Девятью годами ранее, в декабре 2011 года, первые столичные протесты против официальных итогов думских выборов, на первый взгляд, также казались незначительными, но вскоре повлекли за собой волну массовой мобилизации, накрывшую всю Россию и оказавшую существенное влияние на всю последующую траекторию развития страны. В 2020 году ничего подобного ни в Москве, ни в России в целом не отмечалось.
Почему же, несмотря на немалый опыт, приобретенный российской оппозицией в 2010-е годы, и на явно негативное отношение очень многих москвичей к конституционным шагам российских властей, эффекты протестной мобилизации в ходе голосования оказались столь незначительными и что этот эпизод говорит нам о возможностях российской оппозиции?
Многие наблюдатели, говоря о барьерах на пути протестной мобилизации в России, обращают внимание на репрессии, осуществляемые властями в отношении как активистов, так и рядовых участников протестных акций.
Действительно, ужесточение наказаний и произвол со стороны правоохранительных органов выполняют сигнальные функции, давая понять тем, кто готов выступить против действий властей, что они могут понести суровое наказание. Однако в Москве число участников протестных действий было и оставалось достаточно высоким, о чем свидетельствовала активная кампания по выборам в Московскую городскую думу 2019 года.
Нет оснований списывать скромный эффект кампании «Нет!» ни на ограничения, связанные с коронавирусом (к моменту голосования они были в основном сняты), ни на иные факторы.
На мой взгляд, причины столь ограниченной протестной мобилизации лежат в иной плоскости: они связаны с теми структурными барьерами на пути российской оппозиции, которые не могли быть преодолены в ходе данной кампании независимо от стратегий самих оппозиционеров.

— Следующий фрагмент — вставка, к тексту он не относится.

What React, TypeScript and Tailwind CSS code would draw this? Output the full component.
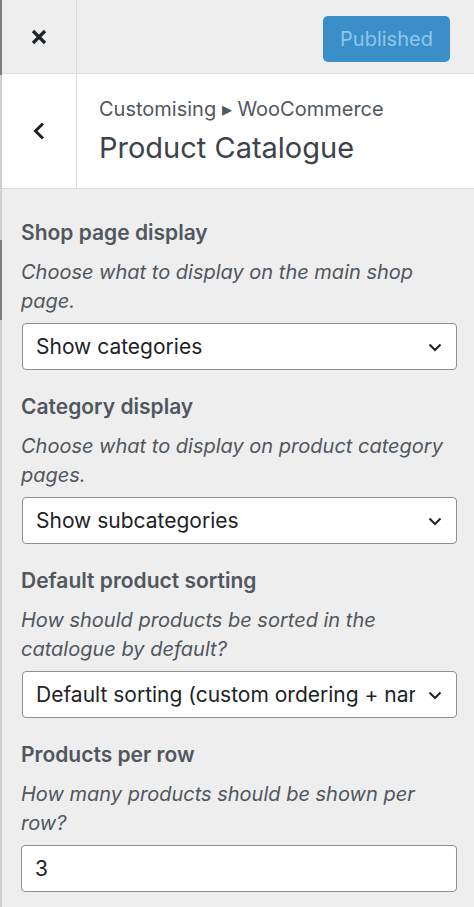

Оппозиция: рамки стратегической игры
Далеко не во всех случаях крушение авторитарных режимов происходит в результате действий оппозиции (чаще всего — в силу внутренних противоречий), однако наличие сильной, выступающей за демократизацию оппозиции чаще препятствует тому, чтобы на смену одним авторитарным режимам приходили другие.
При этом противостояние консолидированных авторитарных режимов и оппозиции — это обычно достаточно длительный процесс, который включает в себя несколько раундов массовой протестной мобилизации как на электоральной арене, так и за ее пределами (в самых разных форматах, от забастовок до акций гражданского неповиновения). Однако для того, чтобы протестная мобилизация оказалась не разовой и/или локальной акцией, а имела шансы на продолжение, оппозиция остро нуждается в организационных структурах, способных обеспечить преемственность.
Именно поэтому еще в начале ХХ века один из самых успешных оппозиционеров в мировой политике, позднее ставший основателем нового авторитарного режима, пережившего многие десятилетия, — Владимир Ленин — сформулировал в качестве главной задачи оппозиции создание устойчивой, дееспособной «организации профессиональных революционеров» и успешно выполнил эту задачу.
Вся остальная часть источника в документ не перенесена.